Celui que je traiterai dans ce billet comme mon compatriote, car au-delà de la controverse juridique que je vais vous expliquer, quiconque s’expose au feu parce qu’il porte l’uniforme de l’armée française est irréfragablement réputé français à mes yeux, ce brigadier au 1er régiment de hussard parachutiste, qui a servi en Afghanistan a eu la désagréable surprise de se voir assigner par le parquet de Rouen afin de voir constater son extranéité, c’est-à-dire le fait qu’il n’était pas français mais sénégalais.
J’avais déjà abordé le droit de la nationalité dans un précédent billet, où déjà plusieurs de nos concitoyens qui avaient des racines juives et algériennes se voyaient tracassés par l’administration, droit de la nationalité qui est un droit d’une particulière complexité du fait de la succession des lois sur ce sujet, succession qui traduit notre rapport passionnel, et donc irrationnel, à cet état.

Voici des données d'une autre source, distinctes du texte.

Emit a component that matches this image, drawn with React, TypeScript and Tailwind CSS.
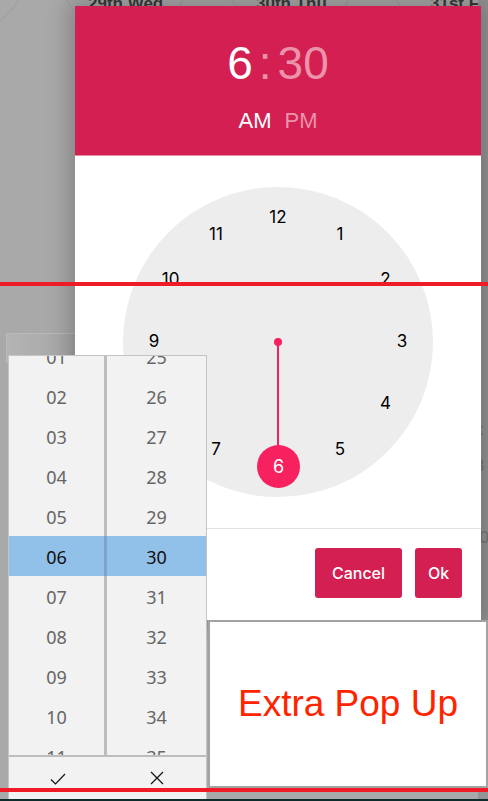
import React from 'react';

const hours = ['01', '02', '03', '04', '05', '06', '07', '08', '09', '10', '11'];
const minutes = ['25', '26', '27', '28', '29', '30', '31', '32', '33', '34', '35'];

function ClockFace() {
    const nums = [12, 1, 2, 3, 4, 5, 6, 7, 8, 9, 10, 11];
    const r = 124;
    return (
        <div className="relative w-[310px] h-[310px] rounded-full bg-[#ededed]">
            {nums.map((n, i) => {
                const a = (i * Math.PI) / 6;
                const x = 155 + r * Math.sin(a);
                const y = 155 - r * Math.cos(a);
                if (n === 6) return null;
                return (
                    <span
                        key={n}
                        className="absolute w-[40px] h-[24px] -ml-[20px] -mt-[12px] flex items-center justify-center text-[17px] text-black"
                        style={{ left: x, top: y }}
                    >
                        {n}
                    </span>
                );
            })}
            {/* hand */}
            <div className="absolute left-[154px] top-[155px] w-[2px] h-[104px] bg-[#f7215f]" />
            <div className="absolute left-[151px] top-[151px] w-[8px] h-[8px] rounded-full bg-[#f7215f]" />
            <div className="absolute left-[134px] top-[258px] w-[43px] h-[43px] rounded-full bg-[#f7215f] flex items-center justify-center text-white text-[18px]">
                6
            </div>
        </div>
    );
}

function Picker() {
    return (
        <div className="absolute left-[8px] top-[355px] w-[199px] h-[445px] bg-[#f2f2f2] border border-[#c4c4c4] flex flex-col font-['Noto_Sans',sans-serif]">
            <div className="h-[400px] overflow-hidden">
                <div className="-mt-[20px]">
                    {hours.map((h, i) => {
                        const sel = h === '06';
                        return (
                            <div key={h} className={`flex h-[40px] ${sel ? 'bg-[#91c0e8]' : ''}`}>
                                <div className={`w-[95px] flex items-center justify-center pt-[3px] text-[18px] ${sel ? 'text-[#111]' : 'text-[#666]'}`}>
                                    {h}
                                </div>
                                <div className={`w-[3px] ${sel ? 'bg-[#7ea5c7]' : 'bg-[#bdbdbd]'}`} />
                                <div className={`flex-1 flex items-center justify-center pt-[3px] text-[18px] ${sel ? 'text-[#111]' : 'text-[#666]'}`}>
                                    {minutes[i]}
                                </div>
                            </div>
                        );
                    })}
                </div>
            </div>
            <div className="h-[2px] bg-[#bdbdbd]" />
            <div className="flex h-[42px]">
                <div className="w-[98px] flex justify-center pt-[16px]">
                    <svg width="16" height="12" viewBox="0 0 16 12" fill="none" stroke="#111" strokeWidth="1.2">
                        <path d="M1 6.5 L5.5 11 L15 1" />
                    </svg>
                </div>
                <div className="flex-1 flex justify-center pt-[14px]">
                    <svg width="14" height="14" viewBox="0 0 14 14" fill="none" stroke="#111" strokeWidth="1.2">
                        <path d="M1 1 L13 13 M13 1 L1 13" />
                    </svg>
                </div>
            </div>
        </div>
    );
}

export default function App() {
    const rightCol = ['c', '', '7', '7', '8', '8', '9', '9', '0:', ':3', '0', '30', '', '', '1', '0'];
    return (
        <div className="relative w-[488px] h-[801px] overflow-hidden bg-[#a9a9a9] font-['Liberation_Sans',sans-serif]">
            {/* page behind the overlay */}
            {[-40, 125, 290, 455].map((cx) => (
                <div
                    key={cx}
                    className="absolute w-[134px] h-[134px] rounded-full border border-[#9d9d9d]"
                    style={{ left: cx - 67, top: -99 }}
                />
            ))}
            <span className="absolute left-[88px] -top-[9px] whitespace-nowrap text-[17px] font-bold text-[#3a3a3a]">29th Wed</span>
            <span className="absolute left-[256px] -top-[9px] whitespace-nowrap text-[17px] font-bold text-[#3a3a3a]">30th Thu</span>
            <span className="absolute left-[430px] -top-[9px] whitespace-nowrap text-[17px] font-bold text-[#3a3a3a]">31st Fri</span>
            <div className="absolute left-[478px] top-[0px] w-[10px] h-[801px] bg-[#949494]" />
            <div className="absolute left-[470px] top-[124px] w-[30px] flex flex-col text-[17px] leading-[36px]">
                {rightCol.map((t, i) => (
                    <span key={i} className={`h-[36px] ${i === 0 ? 'text-[#222] font-bold' : 'text-[#777]'}`}>
                        {t}
                    </span>
                ))}
            </div>
            <div className="absolute left-[6px] top-[333px] w-[80px] h-[30px] bg-gradient-to-r from-[#b4b4b4] to-[#a4a4a4] border border-[#b9b9b9] text-[18px] text-[#222] pl-[44px] pt-[14px] font-['Noto_Sans',sans-serif]">
                00:0
            </div>

            {/* time dialog */}
            <div className="absolute left-[75px] top-[6px] w-[406px] h-[614px] bg-white flex flex-col shadow-[0_0_22px_6px_rgba(0,0,0,0.22)]">
                <div className="h-[150px] bg-[#d31f51] border-b border-[#e68aa5] flex flex-col items-center pt-[34px]">
                    <div className="flex items-baseline text-[46px] leading-none">
                        <span className="text-white">6</span>
                        <span className="text-[#eb93ab] mx-[6px]">:</span>
                        <span className="text-[#eb93ab]">30</span>
                    </div>
                    <div className="flex gap-[13px] text-[22px] mt-[24px] leading-none">
                        <span className="text-white">AM</span>
                        <span className="text-[#eb93ab]">PM</span>
                    </div>
                </div>
                <div className="h-[373px] flex justify-center pt-[31px] font-['Inter',sans-serif] border-b border-[#e2e2e2]">
                    <ClockFace />
                </div>
                <div className="flex justify-end gap-[13px] pt-[19px] pr-[19px] font-['Inter',sans-serif]">
                    <button className="w-[87px] h-[50px] rounded-[3px] bg-[#d31f51] text-white text-[16px] font-medium">
                        Cancel
                    </button>
                    <button className="w-[47px] h-[50px] rounded-[3px] bg-[#d31f51] text-white text-[16px] font-medium">
                        Ok
                    </button>
                </div>
            </div>

            {/* extra pop up */}
            <div className="absolute left-[208px] top-[620px] w-[280px] h-[168px] bg-white border-2 border-[#a3a3a3] flex items-center justify-center">
                <span className="text-[37px] text-[#ff2400]">Extra Pop Up</span>
            </div>

            <Picker />

            {/* guide lines */}
            <div className="absolute left-0 top-[282px] w-full h-[4px] bg-[#ee1d25]" />
            <div className="absolute left-0 top-[788px] w-full h-[4px] bg-[#ee1d25]" />
            <div className="absolute left-0 top-[799px] w-full h-[2px] bg-[#0e2b2b]" />
        </div>
    );
}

En effet, on acquiert la nationalité française une fois pour toute, en vertu de la loi en vigueur au jour où se produit l’événement donnant la nationalité, qui se transmet ensuite de parent à enfant. C’est donc un droit où on est amené à exhumer des textes forts anciens et depuis longtemps abrogés pour voir si en leur temps, ils n’avaient pas eu à s’appliquer à l’ancêtre d’une personne dont la nationalité française fait débat.
Tel est ici aussi le cas.
Bondissons tel le saumon à rebours du courant du temps pour frayer avec le droit. Jusqu’en 1960, si vous le voulez bien. Cette année là, le 20 juin 1960 (c’était un lundi), le soleil s’est levé sur un Sénégal libre et indépendant. Mais il ne s’est pas levé sur Daouda Guissé, futur père de notre futur hussard, qui se trouvait en France depuis le mois de mars de cette même année, sur le territoire métropolitain s’entend. Et c’est très important pour la suite.
En effet, le code de la nationalité alors en vigueur (ordonnance du 19 octobre 1945 dans sa rédaction issue de la loi du 28 juillet 1960) disposait en son article 13 que (je simplifie) les personnes domicilié ce lundi 20 juin sur le territoire du Sénégal étaient sénégalaises sauf :
- les personnes nées sur ce qui serait encore le territoire français le 28 juillet 1960 (qu’on appelle les originaires) et leurs enfants ;
- les personnes nées sur le territoire désormais sénégalais mais ayant leur domicile sur le territoire Français (tel qu’il se présentait le 28 juillet 1960, date de référence), j’attire votre attention sur cette catégorie, j’y reviens ;
- les personnes nées sur le territoire sénégalais mais ayant souscrit une reconnaissance de nationalité française.
- Tous ceux qui par la force des choses ne pouvaient acquérir une autre nationalité ce matin-là (règle de la voiture-balai).
Et ce lundi matin là, le soleil de l’indépendance ne se lève pas sur Daouda, puisqu’il est en Normandie (il pleut donc) et s’en va travailler comme chaque jour. Ce matin-là, étant en France, il se réveille français.
Ce n’est pas moi qui le dis, mais le tribunal d’instance de Rouen le 6 août 1962 qui lui délivre un certificat de nationalité française.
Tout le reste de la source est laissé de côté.